“Seventeen years of music, one era at a time.” That’s how pop superstar Taylor Swift pitches The Eras Tour, her biggest project to date. While that simple description acts as a neat summary, it doesn’t come close to capturing the sheer scale and ambition involved here. A triumphant homage to all of Swift’s albums, from her 2006 self-titled debut to her most recent effort Midnights, The Eras Tour tells the story of one of the most influential figures of the 21st century.
Tickets for the actual gigs were like gold dust, so Swift and co. decided to do something special for the fans. Filmed over three nights during the tour’s US leg, this concert movie brings the experience to millions via the big screen. That alone is something to be celebrated, making a once-in-a-lifetime moment accessible for those unable to attend IRL, whether for financial, health or other reasons. Swift thanks her fans, saying: “This is all because of you and for you.” It’s a statement we’ve heard countless times from other stars, but here rings true.
As Swift takes us through nearly two decades’ worth of music, her incredible range is highlighted like never before. From the country-pop sounds of Fearless to the edgy Reputation to the indie-folk tones of Folklore, the set-list is impressively varied, fully justifying the nearly three-hour runtime. In fact, it could’ve been longer; though we get banger after banger, a few favourites are missing like Exile, State of Grace, New Romantics… (some tracks from the tour are also MIA, such as Cardigan).

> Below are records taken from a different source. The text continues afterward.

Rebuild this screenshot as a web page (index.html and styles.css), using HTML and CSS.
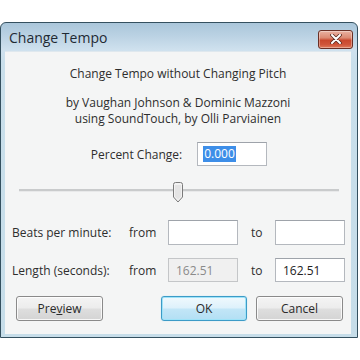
FILE: index.html
```html
<!DOCTYPE html>
<html>
<head>
<meta charset="utf-8">
<link rel="stylesheet" href="styles.css">
</head>
<body>
<div class="window">
  <div class="titlebar">
    <span class="title">Change Tempo</span>
    <div class="close">
      <svg width="14" height="10" viewBox="0 0 14 10"><path d="M3 1 L11 9 M11 1 L3 9" stroke="#5a2a20" stroke-width="3.6" stroke-linecap="round"/><path d="M3 1 L11 9 M11 1 L3 9" stroke="#ffffff" stroke-width="2" stroke-linecap="round"/></svg>
    </div>
  </div>
  <div class="content">
    <p class="heading">Change Tempo without Changing Pitch</p>
    <div class="credits">
      <div class="line">by Vaughan Johnson &amp; Dominic Mazzoni</div>
      <div class="line">using SoundTouch, by Olli Parviainen</div>
    </div>
    <div class="percent">
      <span>Percent Change:</span>
      <div class="field"><span class="sel">0.000</span></div>
    </div>
    <div class="slider">
      <div class="track"></div>
      <svg class="thumb" width="12" height="21" viewBox="0 0 12 21"><path d="M1.5 2.5 Q1.5 0.5 3.5 0.5 H8.5 Q10.5 0.5 10.5 2.5 V15 L6 20 L1.5 15 Z" fill="#f2f2f2" stroke="#7a7a7a" stroke-width="1"/><path d="M3 3 H9 V14.5 L6 17.5 L3 14.5 Z" fill="#e4e4e4"/></svg>
    </div>
    <div class="grid">
      <span>Beats per minute:</span>
      <span>from</span>
      <div class="field"></div>
      <span class="to">to</span>
      <div class="field"></div>
      <span>Length (seconds):</span>
      <span>from</span>
      <div class="field disabled">162.51</div>
      <span class="to">to</span>
      <div class="field">162.51</div>
    </div>
    <div class="buttons">
      <button class="btn">Pre<u>v</u>iew</button>
      <button class="btn ok">OK</button>
      <button class="btn">Cancel</button>
    </div>
  </div>
</div>
</body>
</html>
```
FILE: styles.css
```css
html, body {
  margin: 0;
  padding: 0;
  background: #ffffff;
}
body {
  font-family: "Open Sans", "Noto Sans", sans-serif;
  font-size: 12px;
  color: #2e2e2e;
}
.window {
  margin-top: 22px;
  width: 358px;
  height: 316px;
  box-sizing: border-box;
  border: 1px solid #34505f;
  border-radius: 6px 6px 0 0;
  background: linear-gradient(#aac6da 0px, #bcd3e4 14px, #cfe1ee 27px, #c9dfeb 40px, #c6dde9 100%);
  padding: 0 6px 3px 4px;
  display: flex;
  flex-direction: column;
}
.titlebar {
  height: 27px;
  display: flex;
  align-items: center;
  justify-content: space-between;
  padding-left: 4px;
  padding-top: 1px;
}
.title {
  font-size: 14px;
  color: #1f2a33;
}
.close {
  width: 33px;
  height: 17px;
  margin-top: 3px;
  margin-right: -2px;
  border: 1px solid #6a2f25;
  border-radius: 3px;
  background: linear-gradient(#eab2a2 0%, #dc8a73 40%, #c9472c 55%, #d0553a 80%, #e07a5a 100%);
  display: flex;
  align-items: center;
  justify-content: center;
  box-shadow: inset 0 0 0 1px rgba(255,255,255,0.35);
}
.content {
  flex: 1;
  background: #f4f5f5;
  display: flex;
  flex-direction: column;
  border-top: 1px solid #dfe8ee;
}
.heading {
  margin: 14px 0 0;
  text-align: center;
  line-height: 16px;
}
.credits {
  margin: 13px 0 0;
  text-align: center;
}
.credits .line {
  height: 16px;
  line-height: 16px;
}
.percent {
  margin-top: 15px;
  display: flex;
  justify-content: center;
  align-items: center;
  gap: 15px;
  padding-left: 2px;
}
.field {
  width: 70px;
  height: 24px;
  box-sizing: border-box;
  border: 1px solid #b4b8be;
  border-top-color: #9ea3aa;
  background: #ffffff;
  display: flex;
  align-items: center;
  padding-left: 7px;
  color: #222;
}
.sel {
  background: #3d8ee8;
  color: #ffffff;
  margin-left: -2px;
  padding: 0 1px;
  line-height: 16px;
}
.slider {
  position: relative;
  height: 22px;
  margin: 16px 0 0 14px;
  width: 320px;
}
.track {
  position: absolute;
  left: 0;
  right: 0;
  top: 7px;
  height: 2px;
  background: #c9cbcc;
  border-bottom: 1px solid #e8e9ea;
}
.thumb {
  position: absolute;
  left: 153px;
  top: 0;
}
.grid {
  margin-top: 16px;
  padding-left: 7px;
  display: grid;
  grid-template-columns: 117px 39px 70px 37px 70px;
  grid-template-rows: 25px 24px;
  row-gap: 13px;
  align-items: center;
}
.grid .field {
  height: 100%;
}
.grid .to {
  padding-left: 13px;
}
.field.disabled {
  background: #f0f0f0;
  border-color: #c4c6c8;
  color: #8a8a8a;
}
.buttons {
  margin-top: 14px;
  display: flex;
  padding-left: 11px;
}
.btn {
  width: 87px;
  height: 25px;
  box-sizing: border-box;
  font-family: "Open Sans", "Noto Sans", sans-serif;
  font-size: 12px;
  color: #2a2a2a;
  border: 1px solid #8a8a8a;
  border-radius: 3px;
  background: linear-gradient(#f4f4f4 0%, #ececec 48%, #dedede 52%, #d4d4d4 100%);
  box-shadow: inset 0 0 0 1px rgba(255,255,255,0.8);
  padding: 0;
}
.btn.ok {
  margin-left: 58px;
  width: 86px;
  border-color: #3c9bc7;
  background: linear-gradient(#f0f9fd 0%, #ddf1fb 48%, #c2e6f7 52%, #b3dff4 100%);
  box-shadow: inset 0 0 0 1px #9fe3f8, 0 0 1px #8fd0ee;
}
.btn.ok + .btn {
  margin-left: 9px;
}
u {
  text-decoration-thickness: 1px;
}
```
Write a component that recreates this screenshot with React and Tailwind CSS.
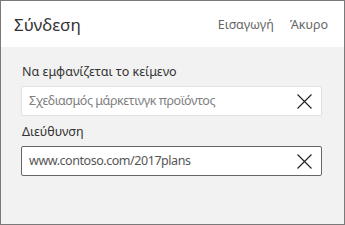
import { useState } from 'react';

// Link dialog: display text + address fields
function ClearIcon() {
    return (
        <svg width="15" height="15" viewBox="0 0 15 15" className="shrink-0">
            <path d="M0.5 0.5 L14.5 14.5 M14.5 0.5 L0.5 14.5" stroke="#1f1f1f" strokeWidth="1.1" fill="none" />
        </svg>
    );
}

function Field({ label, value, placeholder, focused }) {
    const [text, setText] = useState(value || '');
    return (
        <div>
            <div className="text-[12.5px] leading-[16px] text-[#333] mb-[6px] pl-[1px]">{label}</div>
            <div
                className={`flex items-center h-[30px] bg-white pl-[7px] pr-[9px] rounded-[2px] border ${focused ? 'border-[#666]' : 'border-[#e1e1e1]'
                    }`}
            >
                <input
                    value={text}
                    onChange={(e) => setText(e.target.value)}
                    placeholder={placeholder}
                    className="flex-1 min-w-0 bg-transparent outline-none text-[12.5px] tracking-[-0.45px] text-[#555] placeholder:text-[#808080]"
                />
                <ClearIcon />
            </div>
        </div>
    );
}

export default function App() {
    return (
        <div
            className="w-[345px] h-[225px] border border-[#7a7a7a] bg-[#f2f2f2] flex flex-col"
            style={{ fontFamily: '"Segoe UI", "Noto Sans", sans-serif' }}
        >
            {/* Header */}
            <div className="h-[46px] bg-white flex items-center pl-[13px] pr-[16px] pt-[2px]">
                <div className="text-[17px] text-[#333] flex-1">Σύνδεση</div>
                <div className="flex items-center gap-[16px] text-[12.5px] text-[#666]">
                    <span>Εισαγωγή</span>
                    <span>Άκυρο</span>
                </div>
            </div>

            {/* Fields */}
            <div className="pl-[20px] pr-[22px] pt-[17px] space-y-[8px]">
                <Field label="Να εμφανίζεται το κείμενο" placeholder="Σχεδιασμός μάρκετινγκ προϊόντος" />
                <Field label="Διεύθυνση" value="www.contoso.com/2017plans" focused />
            </div>
        </div>
    );
}
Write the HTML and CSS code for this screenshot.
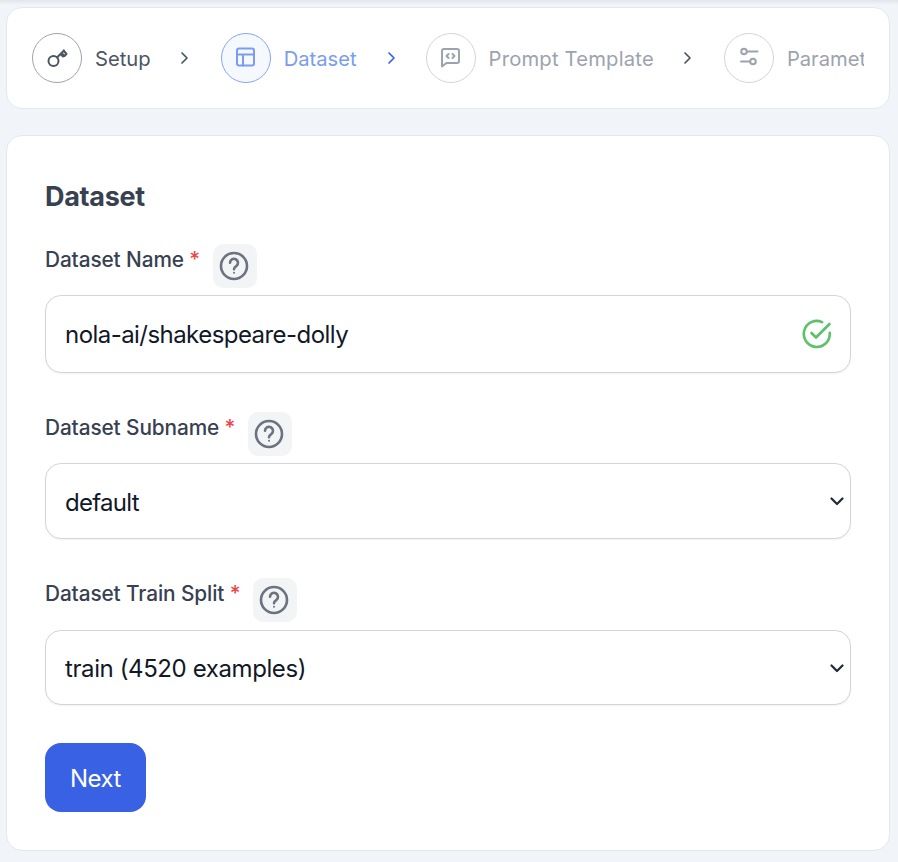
FILE: index.html
```html
<!DOCTYPE html>
<html lang="en">
<head>
<meta charset="utf-8">
<title>Dataset</title>
<link rel="stylesheet" href="styles.css">
</head>
<body>
<div class="topshade"></div>
<main class="page">
  <nav class="stepper card">
    <div class="steps">
      <div class="step done">
        <span class="circle"><svg viewBox="0 0 24 24" class="ico"><circle cx="8.500" cy="15" r="5"/><path d="M12 11.500 19 4.500M15.500 8l2.500 2.500M16.500 7l3 3 2-2-3-3.500"/></svg></span>
        <span class="step-label">Setup</span>
      </div>
      <svg class="chev chev-dark chev-a" viewBox="0 0 10 14"><path d="M2 2l5 5-5 5"/></svg>
      <div class="step active">
        <span class="circle"><svg viewBox="0 0 24 24" class="ico"><rect x="3" y="2.500" width="17" height="17" rx="2"/><path d="M3 8.500h17M9 8.500v11"/></svg></span>
        <span class="step-label">Dataset</span>
      </div>
      <svg class="chev chev-blue chev-b" viewBox="0 0 10 14"><path d="M2 2l5 5-5 5"/></svg>
      <div class="step todo">
        <span class="circle"><svg viewBox="0 0 24 24" class="ico"><path d="M5 3h13a2 2 0 0 1 2 2v10a2 2 0 0 1-2 2H7.500L3 20.500V5a2 2 0 0 1 2-2z"/><path d="M9.500 8 7.500 10l2 2M13.500 8l2 2-2 2"/></svg></span>
        <span class="step-label label-long">Prompt Template</span>
      </div>
      <svg class="chev chev-dark chev-c" viewBox="0 0 10 14"><path d="M2 2l5 5-5 5"/></svg>
      <div class="step todo">
        <span class="circle"><svg viewBox="0 0 24 24" class="ico"><circle cx="7" cy="5.500" r="2.800"/><circle cx="16" cy="15.500" r="2.800"/><path d="M10 5.500h10.500M4 15.500H13"/></svg></span>
        <span class="step-label">Parameters</span>
      </div>
    </div>
  </nav>

  <section class="form card">
    <h2 class="title">Dataset</h2>

    <div class="field field-name">
      <div class="label-row">
        <label class="label" for="name">Dataset Name <span class="req">*</span></label>
        <span class="help"><svg viewBox="0 0 30 30"><circle cx="15" cy="15" r="13"/><path d="M11 11.800a4 4 0 1 1 6.400 3.200c-1.300.9-2.400 1.600-2.400 3.200"/><circle class="dot" cx="15" cy="21.700" r="1"/></svg></span>
      </div>
      <div class="control">
        <input id="name" class="input input-name" value="nola-ai/shakespeare-dolly">
        <svg class="ok" viewBox="0 0 30 30"><path d="M27.800 13.800v1.200a13 13 0 1 1-7.700-11.900"/><path d="M9.500 14l4.500 4.500L27.500 5"/></svg>
      </div>
    </div>

    <div class="field field-sub">
      <div class="label-row">
        <label class="label" for="sub">Dataset Subname <span class="req">*</span></label>
        <span class="help"><svg viewBox="0 0 30 30"><circle cx="15" cy="15" r="13"/><path d="M11 11.800a4 4 0 1 1 6.400 3.200c-1.300.9-2.400 1.600-2.400 3.200"/><circle class="dot" cx="15" cy="21.700" r="1"/></svg></span>
      </div>
      <div class="control">
        <select id="sub" class="input select"><option>default</option></select>
        <svg class="caret" viewBox="0 0 14 9"><path d="M1.500 1.500 7 7l5.500-5.500"/></svg>
      </div>
    </div>

    <div class="field field-split">
      <div class="label-row">
        <label class="label" for="split">Dataset Train Split <span class="req">*</span></label>
        <span class="help"><svg viewBox="0 0 30 30"><circle cx="15" cy="15" r="13"/><path d="M11 11.800a4 4 0 1 1 6.400 3.200c-1.300.9-2.400 1.600-2.400 3.200"/><circle class="dot" cx="15" cy="21.700" r="1"/></svg></span>
      </div>
      <div class="control">
        <select id="split" class="input select select-split"><option>train (4520 examples)</option></select>
        <svg class="caret" viewBox="0 0 14 9"><path d="M1.500 1.500 7 7l5.500-5.500"/></svg>
      </div>
    </div>

    <button class="next" type="button">Next</button>
  </section>
</main>
</body>
</html>
```

FILE: styles.css
```css
* { box-sizing: border-box; }
html, body { margin: 0; height: 100%; }
body {
  background: #f1f5f9;
  font-family: Inter, "Liberation Sans", sans-serif;
  color: #374151;
  overflow: hidden;
  position: relative;
}
.topshade {
  position: absolute;
  inset: 0 0 auto 0;
  height: 5px;
  background: linear-gradient(#e2e6ea, #f1f5f9);
}
.page {
  position: relative;
  padding: 7px 8px 0 6px;
  display: flex;
  flex-direction: column;
  gap: 26px;
}
.card {
  background: #fff;
  border: 1px solid #e5e7eb;
  border-radius: 16px;
}
.stepper {
  height: 102px;
  padding: 0 25px;
  display: flex;
  align-items: center;
}
.steps {
  display: flex;
  align-items: center;
  width: 100%;
  overflow: hidden;
  white-space: nowrap;
}
.step {
  display: flex;
  align-items: center;
  gap: 13px;
  flex: none;
}
.circle {
  width: 50px;
  height: 50px;
  border-radius: 50%;
  border: 1px solid #9ca3af;
  display: flex;
  align-items: center;
  justify-content: center;
  flex: none;
}
.ico {
  width: 24px;
  height: 24px;
  fill: none;
  stroke: currentColor;
  stroke-width: 2;
  stroke-linecap: round;
  stroke-linejoin: round;
}
.step-label {
  font-size: 20.200px;
}
.label-long { letter-spacing: 0.2px; }
.done { color: #4b5563; }
.active { color: #7c9cf0; }
.active .circle {
  border-color: #86a5f5;
  background: #f5f8ff;
}
.todo { color: #9ca3af; }
.todo .circle { border-color: #d1d5db; }
.chev {
  width: 10px;
  height: 14px;
  flex: none;
  fill: none;
  stroke-width: 1.700;
  stroke-linecap: round;
  stroke-linejoin: round;
}
.chev-dark { stroke: #4b5563; }
.chev-blue { stroke: #3563e9; }
.chev-a { margin: 0 31px 0 29px; }
.chev-b { margin: 0 29px 0 30px; }
.chev-c { margin: 0 31px 0 29px; }

.form {
  height: 716px;
  padding: 45px 38px 0 38px;
}
.title {
  margin: 0;
  font-size: 27px;
  line-height: 32px;
  font-weight: 700;
  letter-spacing: -0.3px;
  color: #374151;
}
.field-name { margin-top: 31px; }
.field-sub { margin-top: 39px; }
.field-split { margin-top: 39px; }
.label-row {
  display: flex;
  align-items: flex-start;
  height: 44px;
}
.label {
  font-size: 20.800px;
  line-height: 32px;
  font-weight: 500;
  letter-spacing: -0.1px;
  color: #374151;
}
.req { color: #ef4444; }
.help {
  margin-left: 12.500px;
  width: 44px;
  height: 44px;
  border-radius: 10px;
  background: #f3f4f6;
  display: flex;
  align-items: center;
  justify-content: center;
}
.help svg {
  width: 30px;
  height: 30px;
  margin: -1px 1px 0 0;
  fill: none;
  stroke: #6b7280;
  stroke-width: 2.600;
  stroke-linecap: round;
}
.help .dot { fill: #6b7280; stroke: none; }
.control {
  position: relative;
  margin-top: 7px;
}
.input {
  display: block;
  width: 100%;
  height: 78px;
  border: 1px solid #d1d5db;
  border-radius: 16px;
  background: #fff;
  padding: 0 19px;
  font: 400 24px Inter, "Liberation Sans", sans-serif;
  letter-spacing: -0.7px;
  color: #111827;
  box-shadow: 0 1px 2px rgba(0, 0, 0, 0.05);
  outline: none;
}
.input-name { letter-spacing: -0.55px; }
.select {
  height: 76px;
  padding-top: 2px;
  appearance: none;
  -webkit-appearance: none;
}
.select-split {
  height: 75px;
  letter-spacing: -0.4px;
}
.field-split .control { margin-top: 8px; }
.ok {
  position: absolute;
  right: 19px;
  top: 24px;
  width: 30px;
  height: 30px;
  fill: none;
  stroke: #5cc269;
  stroke-width: 2.600;
  stroke-linecap: round;
  stroke-linejoin: round;
}
.caret {
  position: absolute;
  right: 7px;
  top: 34px;
  width: 14px;
  height: 9px;
  fill: none;
  stroke: #1f2937;
  stroke-width: 2.200;
  stroke-linecap: round;
  stroke-linejoin: round;
  pointer-events: none;
}
.next {
  display: block;
  margin-top: 38px;
  padding-top: 2px;
  width: 101px;
  height: 69px;
  border: 0;
  border-radius: 16px;
  background: #3861e3;
  color: #fff;
  font: 400 24px Inter, "Liberation Sans", sans-serif;
  letter-spacing: -0.5px;
}
```
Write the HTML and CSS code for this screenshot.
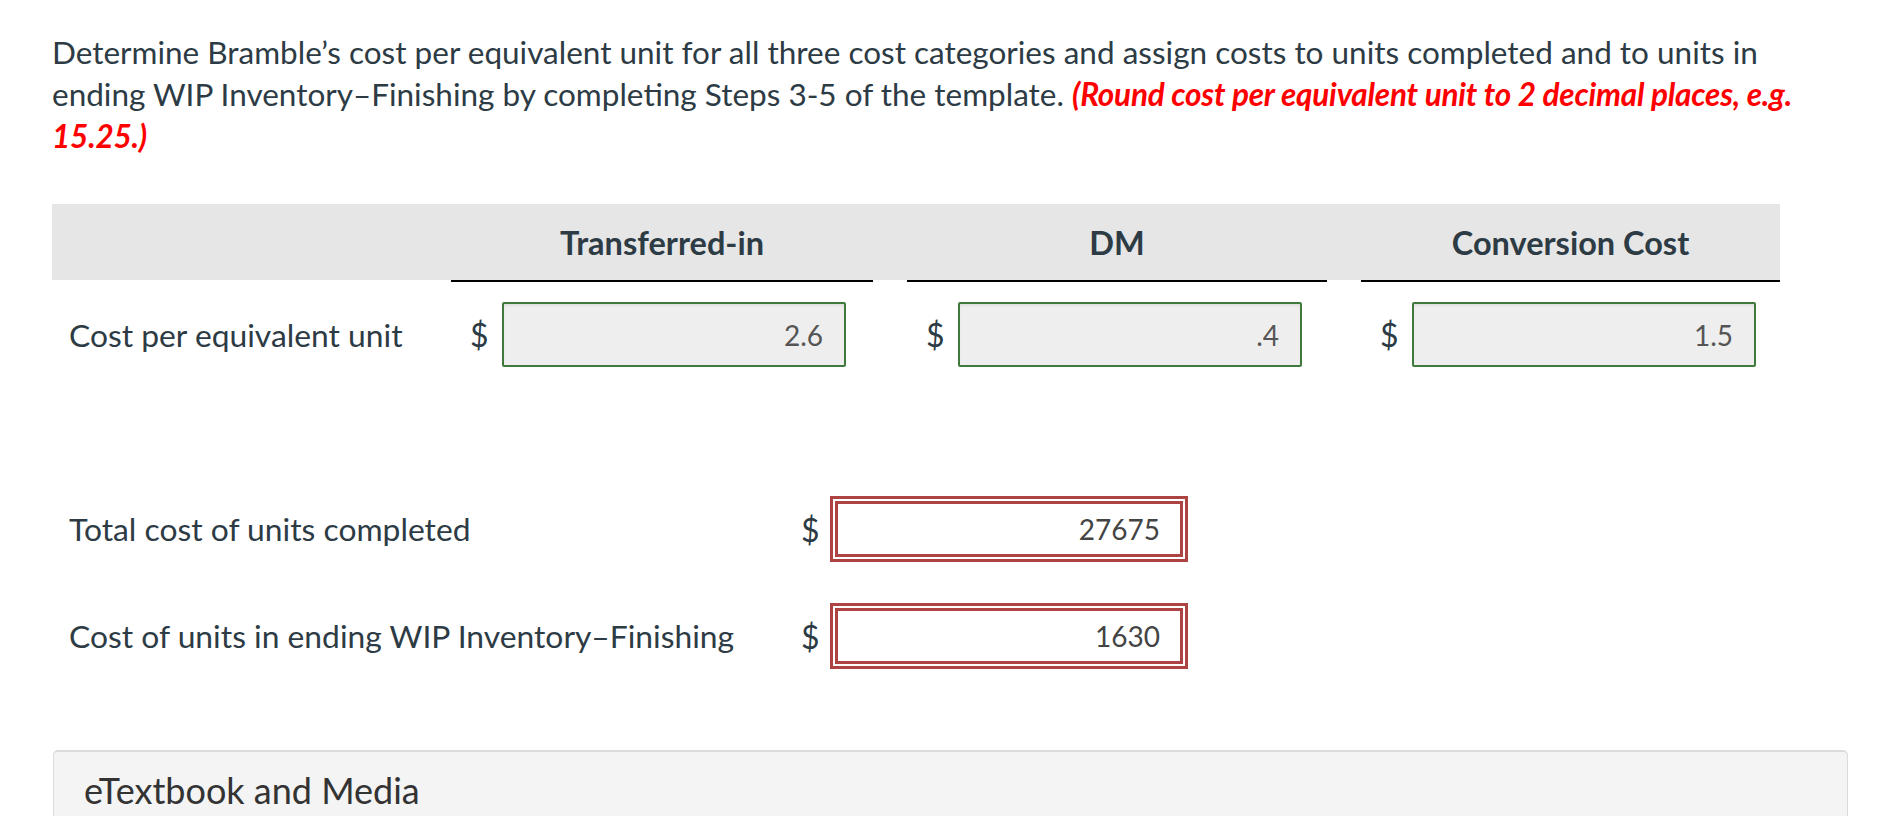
FILE: index.html
```html
<!DOCTYPE html>
<html>
<head>
<meta charset="utf-8">
<link rel="stylesheet" href="styles.css">
</head>
<body>
<div class="page">
  <p class="question">Determine Bramble’s cost per equivalent unit for all three cost categories and assign costs to units completed and to units in ending WIP Inventory–Finishing by completing Steps 3-5 of the template. <em class="note">(Round cost per equivalent unit to 2 decimal places, e.g. 15.25.)</em></p>

  <div class="cpe">
    <div class="cpe-head">
      <div class="hcell blank"></div>
      <div class="hcell col">Transferred-in</div>
      <div class="hcell col">DM</div>
      <div class="hcell col">Conversion Cost</div>
    </div>
    <div class="cpe-row">
      <div class="label">Cost per equivalent unit</div>
      <div class="vcell"><span class="dollar">$</span><div class="box ok">2.6</div></div>
      <div class="vcell"><span class="dollar">$</span><div class="box ok">.4</div></div>
      <div class="vcell"><span class="dollar">$</span><div class="box ok">1.5</div></div>
    </div>
  </div>

  <div class="assign">
    <div class="arow first">
      <div class="label wide">Total cost of units completed</div>
      <span class="dollar2">$</span>
      <div class="box bad">27675</div>
    </div>
    <div class="arow">
      <div class="label wide">Cost of units in ending WIP Inventory–Finishing</div>
      <span class="dollar2">$</span>
      <div class="box bad">1630</div>
    </div>
  </div>

  <div class="media">eTextbook and Media</div>
</div>
</body>
</html>
```

FILE: styles.css
```css
html, body {
  margin: 0;
  padding: 0;
  background: #ffffff;
}
body {
  font-family: Lato, "Open Sans", "Liberation Sans", sans-serif;
  color: #2d3b45;
}
.page {
  padding-left: 52px;
  width: 1796px;
}
.question {
  margin: 31px 0 0 0;
  width: 1760px;
  font-size: 31.5px;
  line-height: 42px;
  color: #2d3b45;
}
.note {
  color: #ff0000;
  font-weight: 700;
  font-style: italic;
  letter-spacing: -0.2px;
}
.cpe {
  margin-top: 47px;
  width: 1728px;
}
.cpe-head, .cpe-row {
  display: grid;
  grid-template-columns: 365px 422px 420px 419px;
  column-gap: 34px;
}
.cpe-head {
  background: linear-gradient(#e6e6e6, #e6e6e6) top left / 100% 76px no-repeat;
}
.hcell {
  height: 76px;
  display: flex;
  align-items: center;
  justify-content: center;
  font-size: 32.5px;
  font-weight: 700;
  color: #2d3b45;
}
.hcell.col {
  border-bottom: 2px solid #000;
}
.hcell.blank {
  border-bottom: 2px solid transparent;
}
.cpe-row {
  padding-top: 20px;
  align-items: center;
}
.label {
  font-size: 31.8px;
  padding-left: 17px;
  color: #2d3b45;
  white-space: nowrap;
}
.vcell {
  display: flex;
  align-items: center;
  padding-left: 19px;
}
.dollar {
  width: 32px;
  font-size: 32px;
}
.box {
  box-sizing: border-box;
  display: flex;
  align-items: center;
  justify-content: flex-end;
  font-size: 28px;
  color: #555555;
}
.box.ok {
  width: 344px;
  height: 65px;
  background: #eeeeee;
  border: 2px solid #3f7a3c;
  border-radius: 2px;
  padding-right: 21px;
  box-shadow: inset 0 2px 2px rgba(0,0,0,0.06);
}
.box.bad {
  width: 358px;
  height: 66px;
  background: #ffffff;
  border: 8px double #ad4342;
  padding-right: 20px;
  color: #444;
}
.assign {
  display: flex;
  flex-direction: column;
  gap: 41px;
}
.arow {
  display: flex;
  align-items: center;
}
.arow.first {
  margin-top: 129px;
}
.label.wide {
  width: 732px;
}
.dollar2 {
  width: 29px;
  font-size: 32px;
}
.media {
  margin-top: 81px;
  margin-left: 1px;
  width: 1795px;
  box-sizing: border-box;
  height: 100px;
  background: #f4f4f4;
  border: 1px solid #dcdcdc;
  border-top: 2px solid #dcdcdc;
  border-radius: 5px 5px 0 0;
  padding: 17px 0 0 30px;
  font-size: 36px;
  line-height: 42px;
  color: #333333;
}
```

Still, every era is vividly brought to life, with dazzling staging that reflects the mood of each album. While the folky Evermore section takes us to the woodlands (cue a piano covered in leaves), the more upbeat 1989 segment sees Swift and her superb dancers smash up a digital car.
The attention to detail is remarkable; even the microphones are changed to suit each era. The performers go all out for energetic songs such as Shake If Off, which will have viewers desperate to jump up and boogie, while quieter ballads are more stripped-back affairs. Seeing Swift alone on the stage for a 10-minute take on All Too Well - often hailed as her best work - is especially powerful, hitting you right in the tear ducts.
It’s an emotional film full stop, giving us an intimate look at Swift and her experience of these massive gigs. Though we don’t go behind the scenes - this is very much a concert movie rather than a documentary - director Sam Wrench doesn’t skimp on close-ups of the star, who’s clearly blown away by the crowd’s response. Swift takes it all in, eyes often filling with tears, face dripping with beads of sweat (that iconic red lipstick stays intact throughout, though). The result is an honest portrait of an artist who, despite being captured at the height of her powers, still has significant vulnerabilities.
But what if you’re not a Taylor Swift fan? Naturally, the less familiar you are with her music, the less you’ll likely get out of this movie. All the same, you don’t need to be a Swiftie to admire the astonishing staging, endless creativity, and the spectacle of an artist giving her all.
And despite this being The Eras Tour, running through Swift’s greatest hits, you can’t help feeling at the end that the surface has only been scratched; that this is an ever-evolving musician who still has quite the journey ahead of her. Here’s to the next era…
Taylor Swift: The Eras Tour is in cinemas now.